When I saw the Amazon Nova AI Hackathon, I knew Nova's multimodal capabilities — vision, language, and speech — could make this real. The idea of combining Nova Premier for code reasoning, Nova 2 Lite for visual understanding, and Nova Sonic for voice interaction into a single seamless pipeline was too compelling to pass up.


What it does

Point & Say is an AI-powered UI automation tool that lets you modify live web interfaces using voice commands.

The workflow is dead simple:

  1. Point at any UI element in a live React app
  2. Say what you want changed — "make this button yellow", "change the title to Welcome", "remove the second arrow"
  3. Watch the AI identify the component, generate the code change, apply it via hot reload, verify it visually, and confirm with a spoken response

The entire pipeline — from voice command to live change — takes about 12–15 seconds. Every step is transparent: the AI reasoning panel shows exactly what's happening at each stage.
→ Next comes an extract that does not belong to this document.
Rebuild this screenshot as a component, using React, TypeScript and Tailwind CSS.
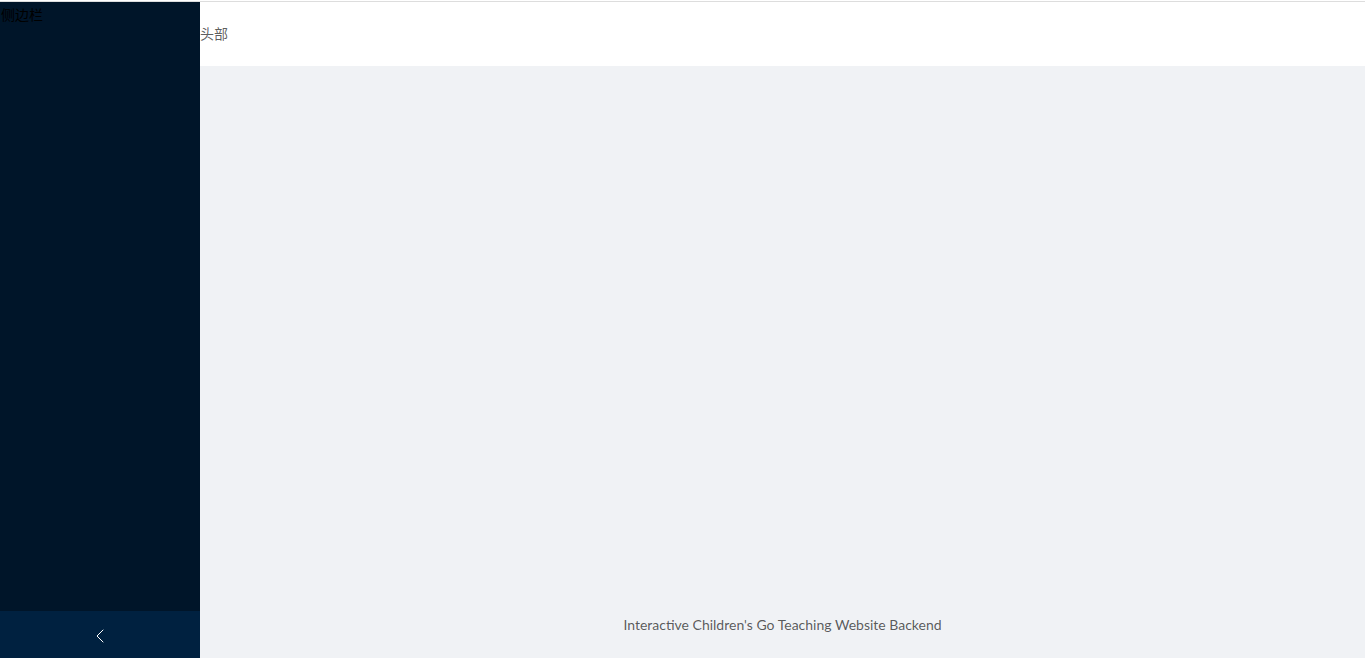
import { ChevronLeft } from "lucide-react"

export default function App() {
  return (
    <div className="h-[658px] flex flex-col bg-white font-['Lato','Noto_Sans_CJK_SC',sans-serif] text-sm">
      <div className="h-px shrink-0 bg-white" />
      <div className="h-px shrink-0 bg-[#dddddd]" />
      <div className="flex flex-1 min-h-0">
        <aside className="w-[200px] shrink-0 bg-[#001529] flex flex-col">
          <div className="flex-1 text-black leading-[22px] pt-[2px] pl-px">侧边栏</div>
          <button className="h-[47px] bg-[#002140] text-white flex items-center justify-center pt-[2px]">
            <ChevronLeft className="w-6 h-6" strokeWidth={1} />
          </button>
        </aside>
        <div className="flex-1 flex flex-col bg-[#f0f2f5]">
          <header className="h-16 bg-white leading-[64px] text-[rgba(0,0,0,0.65)]">头部</header>
          <main className="flex-1" />
          <footer className="pt-6 pb-[22px] px-[50px] text-center leading-[22px] text-[rgba(0,0,0,0.65)]">
            Interactive Children's Go Teaching Website Backend
          </footer>
        </div>
      </div>
    </div>
  )
}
And every change is reversible with a single undo.


How I built it

The system is built as a 3-layer architecture:

Frontend (React + Vite + TypeScript)

  • A playground UI with file explorer, live preview, and AI reasoning panel
  • Web Speech API for voice capture
  • Component picker overlay for DOM element selection
  • Diff modal for viewing code changes
  • Real-time status updates via the pipeline status bar

Backend (Python + FastAPI)

  • Grounding Service — Uses Nova 2 Lite to analyze screenshots and identify which React component the user is pointing at
  • Code Generation Service — Sends the full source file + user command to Nova Premier, which generates a modified version of the code with a JSON response containing the explanation and modified code
  • Verification Service — After HMR applies the change, captures a new screenshot and uses Nova 2 Lite Vision to verify the change was applied correctly
  • Undo System — Tracks a history stack of up to 20 changes, allowing instant rollback

Voice Layer (Node.js + Nova 2 Sonic)

  • A dedicated microservice handles bidirectional streaming with Nova 2 Sonic for natural-sounding TTS confirmations
  • Amazon Polly serves as a reliable fallback when Sonic is unavailable

The Pipeline Flow

Point → Screenshot → Nova 2 Lite (ground) → Nova Premier (codegen) → File Write → Vite HMR → Nova 2 Lite (verify) → Nova Sonic (confirm)

Challenges I ran into

1. Nova Premier's JSON responses aren't always clean The model sometimes appends explanations after the JSON closing brace, or includes escape sequences that break json.loads(). I built a 3-stage parser: direct parse → escape-fix → brace-matching extraction. This eliminated 100% of parsing failures.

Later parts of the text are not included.